Former London constable Nicholas Angel finds it difficult to adapt to his new assignment in the sleepy British village of Sandford. Not only does he miss the excitement of the big city, but he also has a well-meaning oaf for a partner. However, when a series of grisly accidents rocks Sandford, Angel smells something rotten in the idyllic village.

dir. Edgar Wright · 2007

The middle panel of Edgar Wright's Three Flavours Cornetto trilogy transplants the grammar of Bruckheimer-era action cinema — whip-pans, crash zooms, needle-drops, gunfights staged with cathedral seriousness — into a picture-postcard English village where the gravest crime is an unlicensed street performer. Simon Pegg plays a London supercop exiled to Sandford for the sin of competence; Nick Frost is the local constable who has watched Point Break too many times.

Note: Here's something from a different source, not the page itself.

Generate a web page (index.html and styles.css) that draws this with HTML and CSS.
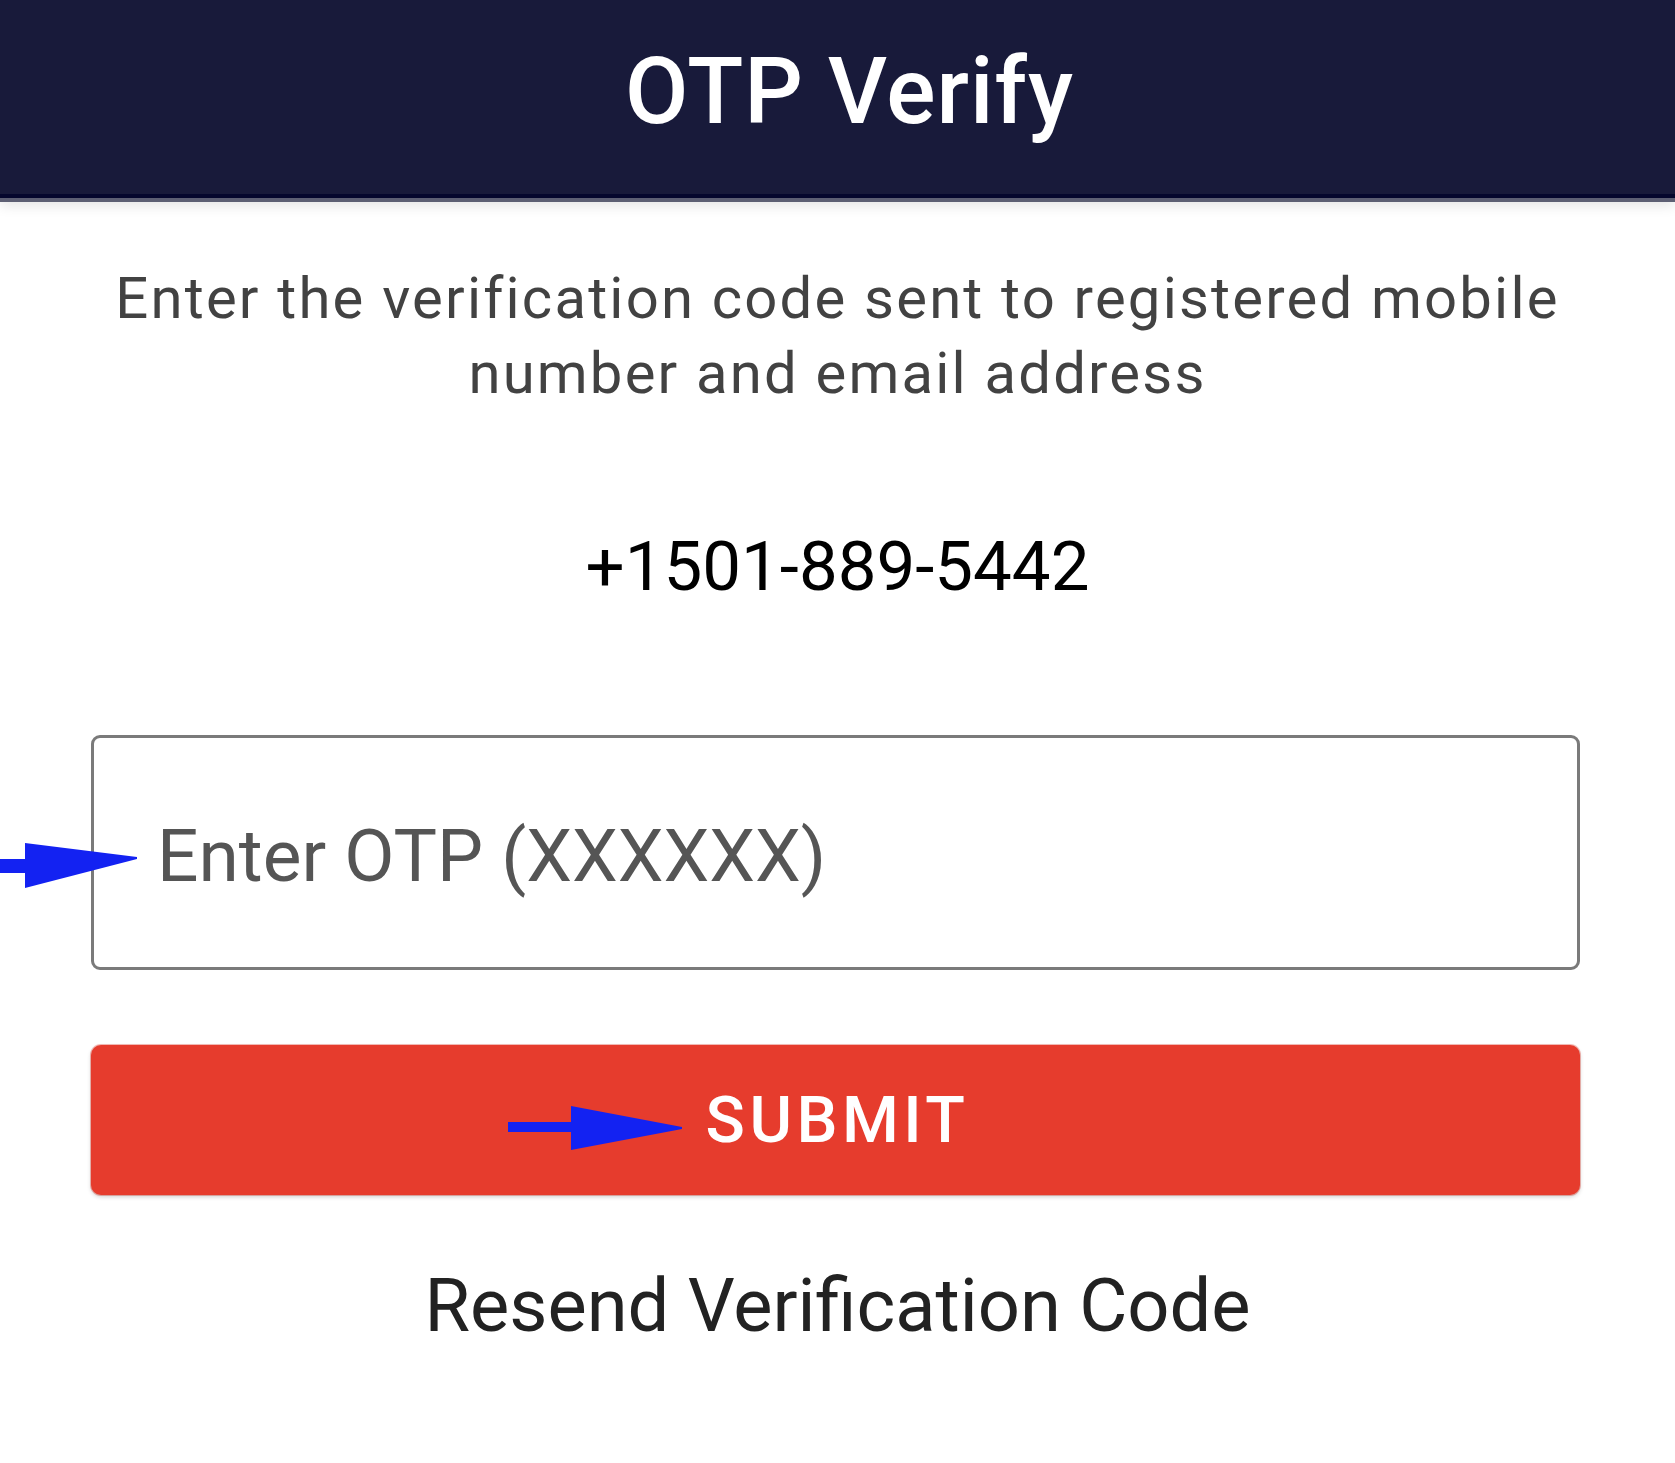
FILE: index.html
```html
<!DOCTYPE html>
<html lang="en">
<head>
<meta charset="utf-8">
<title>OTP Verify</title>
<link rel="stylesheet" href="styles.css">
</head>
<body>
<header class="appbar">
  <h1 class="appbar-title">OTP Verify</h1>
</header>
<main class="content">
  <p class="desc">Enter the verification code sent to registered mobile<br>number and email address</p>
  <p class="phone">+1501-889-5442</p>
  <form class="otp-form">
    <div class="field">
      <svg class="pointer pointer-field" width="140" height="52" viewBox="0 0 140 52" aria-hidden="true">
        <rect x="0" y="19" width="32" height="14" fill="#1322f2"/>
        <polygon points="25,3 137,17 137,19 25,48" fill="#1322f2"/>
      </svg>
      <input class="otp-input" type="text" placeholder="Enter OTP (XXXXXX)">
    </div>
    <button class="submit" type="button">
      <svg class="pointer pointer-btn" width="180" height="48" viewBox="0 0 180 48" aria-hidden="true">
        <rect x="3" y="18" width="70" height="10" fill="#1322f2"/>
        <polygon points="66,2 177,23 177,25 66,46" fill="#1322f2"/>
      </svg>
      <span class="submit-label">SUBMIT</span>
    </button>
  </form>
  <p class="resend">Resend Verification Code</p>
</main>
</body>
</html>
```

FILE: styles.css
```css
* {
  box-sizing: border-box;
}

html, body {
  margin: 0;
  padding: 0;
  background: #ffffff;
}

body {
  font-family: Roboto, "Liberation Sans", Arial, sans-serif;
  color: #222222;
}

.appbar {
  height: 198px;
  background: #181a3a;
  border-bottom: 4px solid #05072d;
  box-shadow: 0 4px 0 #5d5f73, 0 8px 12px rgba(0, 0, 0, 0.10);
  padding: 46px 0 0 24px;
  text-align: center;
}

.appbar-title {
  margin: 0;
  font-size: 92px;
  line-height: 92px;
  font-weight: 500;
  letter-spacing: 1px;
  color: #ffffff;
}

.content {
  display: flex;
  flex-direction: column;
  align-items: stretch;
}

.desc {
  margin: 63px 0 0;
  text-align: center;
  font-size: 58px;
  line-height: 75px;
  letter-spacing: 2.2px;
  color: #424242;
}

.phone {
  margin: 116px 0 0;
  text-align: center;
  font-size: 69px;
  line-height: 80px;
  color: #000000;
}

.otp-form {
  display: flex;
  flex-direction: column;
  gap: 75px;
  margin-top: 128px;
  padding: 0 95px 0 91px;
}

.field {
  position: relative;
}

.otp-input {
  display: block;
  width: 100%;
  height: 235px;
  padding: 6px 0 0 63px;
  border: 3px solid #7a7a7a;
  border-radius: 9px;
  background: #ffffff;
  font-family: Roboto, "Liberation Sans", Arial, sans-serif;
  font-size: 73px;
  color: #222222;
  outline: none;
}

.otp-input::placeholder {
  color: #555555;
  opacity: 1;
}

.pointer {
  position: absolute;
  display: block;
}

.pointer-field {
  left: -91px;
  top: 105px;
}

.pointer-btn {
  left: 414px;
  top: 59px;
}

.submit {
  position: relative;
  display: flex;
  align-items: center;
  justify-content: center;
  height: 150px;
  border: none;
  border-radius: 10px;
  background: #e63c2d;
  box-shadow: 0 2px 4px rgba(0, 0, 0, 0.18), 0 0 0 1px rgba(230, 60, 45, 0.35);
  cursor: pointer;
  padding: 0;
}

.submit-label {
  font-family: Roboto, "Liberation Sans", Arial, sans-serif;
  font-size: 65px;
  font-weight: 500;
  letter-spacing: 4.5px;
  color: #ffffff;
  margin-left: 4px;
}

.resend {
  margin: 66px 0 0;
  text-align: center;
  font-size: 74px;
  line-height: 90px;
  color: #222222;
}
```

What elevates the film beyond parody is Wright's belief that comedy is a craft of construction: virtually every throwaway line in the first hour detonates in the last act, and the editing treats paperwork montages with the same percussive glee as shootouts. Beneath the pastiche of Bad Boys II runs an older, stranger English tradition — the village-conspiracy unease of The Wicker Man, complete with a cast of beloved character actors (Timothy Dalton, Jim Broadbent, Edward Woodward himself) weaponizing their own cosiness. Wright storyboarded the mayhem so densely that the film rewards freeze-frame study; few comedies of its decade are built with such watchmaker precision.